3 But at the same time, if she just adjusted to another soothing option without crying or anxiety, then I guess it worked and glad to hear you will get more sleep!
post #23 of 26
Thread Starter 
Quote:
Originally Posted by claddaghmom View Post
Well my thoughts on this are:

1 I know babies can go for 5hr stretches. I have a baby who does that.

2 The age is a red flag to me b/c I've noticed it seems common for babies to hit an anxiety stage at the end of the year. If I had to do any "training" at all I would not have chosen 9-12 months to do it.

3 But at the same time, if she just adjusted to another soothing option without crying or anxiety, then I guess it worked and glad to hear you will get more sleep!
Point taken.
FWIW, I have been thinking over what previous posters have said, and am actually considering abandoning ship and trying again in a few months time.
post #24 of 26
Quote:
Originally Posted by Kiwiontheloose View Post
Point taken.
FWIW, I have been thinking over what previous posters have said, and am actually considering abandoning ship and trying again in a few months time.
Well I noticed you got a longer stretch the second time around...so maybe you should try offering another solution to her, but don't let her get angry/sad. I mean, maybe that 1st waking, she really needed to nurse. But it's possible the other times are simply her stirring or needing to get back to sleep.

I've seen this with DD. Sometimes she needs to nurse. Sometimes, she wakes up or gets disturbed and then roots around. If the boob is there...she will nurse and it might even wake her up...she might get thirsty, then maybe she sees the tv and wants to turn it on... *sigh* Anyways, if I silently move away while she's stirring, but I hold her hand, she just falls back asleep. It's a matter of reading their cues.

Another thing that came to mind...perhaps she needs a later bedtime or shorter naps. I do remember we had to cut out DD's evening nap altogether for quite awhile. The nap has come back around 4-5pm for us some days, but it's tricky. She might want to sleep until 7-8 which means we'll be up past 2am.
post #25 of 26
Thread Starter 

Just thought I'd update this for anyone going through the same thing!

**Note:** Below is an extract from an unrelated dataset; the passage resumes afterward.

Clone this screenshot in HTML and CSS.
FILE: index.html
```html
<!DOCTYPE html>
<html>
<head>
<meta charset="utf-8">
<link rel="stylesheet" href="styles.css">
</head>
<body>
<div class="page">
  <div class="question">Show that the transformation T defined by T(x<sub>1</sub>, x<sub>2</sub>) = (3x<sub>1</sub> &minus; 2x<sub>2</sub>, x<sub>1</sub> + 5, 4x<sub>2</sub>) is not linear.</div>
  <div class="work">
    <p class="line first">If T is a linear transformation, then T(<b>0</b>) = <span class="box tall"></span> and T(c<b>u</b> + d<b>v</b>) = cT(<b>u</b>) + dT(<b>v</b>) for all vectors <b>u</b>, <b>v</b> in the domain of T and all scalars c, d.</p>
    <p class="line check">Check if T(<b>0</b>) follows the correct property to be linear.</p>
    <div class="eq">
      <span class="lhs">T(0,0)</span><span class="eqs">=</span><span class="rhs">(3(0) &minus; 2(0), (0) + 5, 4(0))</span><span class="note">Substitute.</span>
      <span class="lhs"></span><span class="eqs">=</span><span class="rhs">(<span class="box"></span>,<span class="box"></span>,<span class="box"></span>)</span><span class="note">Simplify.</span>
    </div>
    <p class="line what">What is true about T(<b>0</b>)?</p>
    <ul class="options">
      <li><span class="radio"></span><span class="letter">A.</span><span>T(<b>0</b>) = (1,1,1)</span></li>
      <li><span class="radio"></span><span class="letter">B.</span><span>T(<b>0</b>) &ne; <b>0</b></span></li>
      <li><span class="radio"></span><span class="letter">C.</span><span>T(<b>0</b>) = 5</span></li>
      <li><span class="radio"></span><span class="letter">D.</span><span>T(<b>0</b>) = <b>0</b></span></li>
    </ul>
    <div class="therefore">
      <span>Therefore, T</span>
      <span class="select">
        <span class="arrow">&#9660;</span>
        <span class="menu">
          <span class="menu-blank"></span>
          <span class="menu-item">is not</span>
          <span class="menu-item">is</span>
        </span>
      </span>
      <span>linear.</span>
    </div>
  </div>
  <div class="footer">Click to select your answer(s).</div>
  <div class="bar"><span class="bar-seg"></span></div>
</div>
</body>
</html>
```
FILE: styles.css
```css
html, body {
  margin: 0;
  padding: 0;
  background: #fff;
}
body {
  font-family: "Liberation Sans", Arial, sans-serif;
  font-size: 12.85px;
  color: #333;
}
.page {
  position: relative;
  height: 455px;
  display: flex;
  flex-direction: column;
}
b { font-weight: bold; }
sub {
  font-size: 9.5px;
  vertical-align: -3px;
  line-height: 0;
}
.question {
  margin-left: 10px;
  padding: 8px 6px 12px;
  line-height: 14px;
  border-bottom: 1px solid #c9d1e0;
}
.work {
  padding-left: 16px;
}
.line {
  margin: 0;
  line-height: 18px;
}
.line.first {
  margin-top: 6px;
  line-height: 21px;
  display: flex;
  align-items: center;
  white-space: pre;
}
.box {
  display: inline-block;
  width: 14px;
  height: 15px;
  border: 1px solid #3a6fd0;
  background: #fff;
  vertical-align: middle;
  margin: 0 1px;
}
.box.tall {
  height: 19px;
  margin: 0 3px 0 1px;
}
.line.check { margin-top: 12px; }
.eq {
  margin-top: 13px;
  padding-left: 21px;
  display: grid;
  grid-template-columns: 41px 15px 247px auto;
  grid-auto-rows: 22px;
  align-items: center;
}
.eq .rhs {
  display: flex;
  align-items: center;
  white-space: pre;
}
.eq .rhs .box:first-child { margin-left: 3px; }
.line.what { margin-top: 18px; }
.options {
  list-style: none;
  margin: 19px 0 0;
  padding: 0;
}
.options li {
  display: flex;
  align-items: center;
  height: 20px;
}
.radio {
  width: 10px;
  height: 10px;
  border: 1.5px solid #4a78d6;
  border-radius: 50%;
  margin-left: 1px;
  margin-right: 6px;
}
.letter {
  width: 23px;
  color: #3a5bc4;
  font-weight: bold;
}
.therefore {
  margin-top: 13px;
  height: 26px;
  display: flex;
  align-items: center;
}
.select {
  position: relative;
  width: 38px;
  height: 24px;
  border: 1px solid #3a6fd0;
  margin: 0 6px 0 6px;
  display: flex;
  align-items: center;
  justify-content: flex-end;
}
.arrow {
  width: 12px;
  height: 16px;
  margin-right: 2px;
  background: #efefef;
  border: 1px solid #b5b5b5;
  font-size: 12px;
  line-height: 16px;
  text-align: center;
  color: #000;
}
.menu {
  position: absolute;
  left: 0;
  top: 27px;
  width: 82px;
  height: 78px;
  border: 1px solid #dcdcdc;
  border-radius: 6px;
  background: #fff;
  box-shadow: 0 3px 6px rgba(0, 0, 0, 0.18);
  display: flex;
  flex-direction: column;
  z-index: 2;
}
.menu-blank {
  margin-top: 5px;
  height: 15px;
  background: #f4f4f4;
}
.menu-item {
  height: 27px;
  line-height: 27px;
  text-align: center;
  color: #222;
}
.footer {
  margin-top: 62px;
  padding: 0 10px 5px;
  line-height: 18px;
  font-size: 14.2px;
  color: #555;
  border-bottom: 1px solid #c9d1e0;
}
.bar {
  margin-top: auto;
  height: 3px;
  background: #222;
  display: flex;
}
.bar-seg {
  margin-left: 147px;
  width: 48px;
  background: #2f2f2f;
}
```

We abandoned this method after 2 nights, and I just went back to nursing every hour or 2.  I can't remember how long it lasted for, but around 12mths she was sleeping in longer chunks - closer to 3hrs, of her own accord.

 

At around 14mth (about the same time I got pregnant with #2) we starting working on getting Daddy to settle her in the night.  We changed the sleeping configuration so it went DD (in sidecar) then hubby, then me.  This reduced the night-nursing down to about 2x a night, with no fuss, which was great!

 

She self weaned at around 17/18mths, when I reached my 2nd trimester, and now at 19mths she wakes about twice a night for a cuddle or some water.

AND!!! huge AND!! she falls asleep at night and for naps BY HERSELF!! completely led by her.  Once night after our bedtime ritual she snuggled down and said "byebye" to me, so I (VERY surprised) said "night night" and left the room.  She fell asleep happily by herself.  I absoluetly couldn't believe it.  And now she does it every time.  occasionally she asks me to stay and read until she falls asleep (very vocal toddler) and I do, but for the most part she just silently falls asleep.

 

I do realise I got completely lucky with this - but did want to tell you as proof that a non-sleep-trained baby can sleep well!

post #26 of 26
Wow! Thanks for the update. I have a 10 month old now and have been pondering stretching out nursings. My guy tells me to wait it out, especially for her to learn to walk and eat more solids... But the tough nights make me doubt myself. Happy sleeping and congrats on #2!